Nous étions entrés dans la Résistance et nous connaissions les pamphlets de L.-F. Céline, mais, dans la Résistance, nous connaissions aussi certains antisémites. Les Russes, qui avaient été chassés de leur pays par la répression communiste, ne supportaient pas davantage l'oppression allemande et œuvraient alors dans la clandestinité, par idéal républicain ou anarchiste, mais ils n'oubliaient pas que la révolution marxiste avait eu pour instigateurs un komintern à majorité israélite.
Céline ne leur a rien appris. Il n'était pas le seul, sur la Butte, à avoir ces idées, et il avait beaucoup d'amis, même chez les résistants. Nous lisions peu les journaux collaborateurs. Quand nous y découvrions une lettre de L.-F. Céline, nous ne pouvions y voir la moindre adhésion à la collaboration, mais plutôt le dénigrement ironique d'un solitaire.
Céline a cependant bien fait de fuir Paris à la Libération, non pas qu'il eut à craindre des résistants qui le connaissaient, mais parce que tout était possible de la part de certains esprits échauffés. Un commando obscur l'aurait abattu sans jugement, et personne n'aurait pu s'y opposer. Paris était en révolution.
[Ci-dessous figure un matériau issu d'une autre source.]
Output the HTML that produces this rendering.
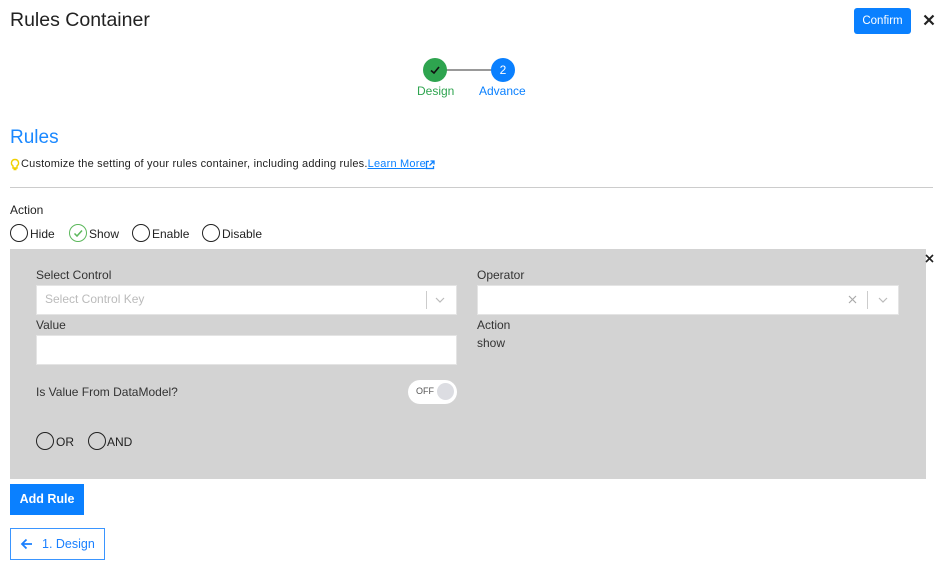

Si Céline m'avait demandé de l'aide, je l'aurais hébergé à Fontainebleau, mais il ne me parut jamais inquiet. Peu de gens se sont portés à son secours après la Libération et l'on comprend qu'il en gardât quelque rancune. Nous vaquions à nos affaires. Peut-être qu'à la défaite, en restant sur la Butte, l'homme n'avait pas su être à la hauteur de l'écrivain et avait perdu de sa stature. Il est difficile de se comporter en héros plusieurs fois en une seule existence. Peut-être que Céline aurait dû rejoindre l'Angleterre au lieu de fustiger la défaite comme au temps où ses cris d'alerte ne pouvaient être pris pour de la trahison.
Mais Céline ne nous apparut jamais, dans ses conversations ou dans ses attitudes sous les traits d'un collaborateur de l'ennemi.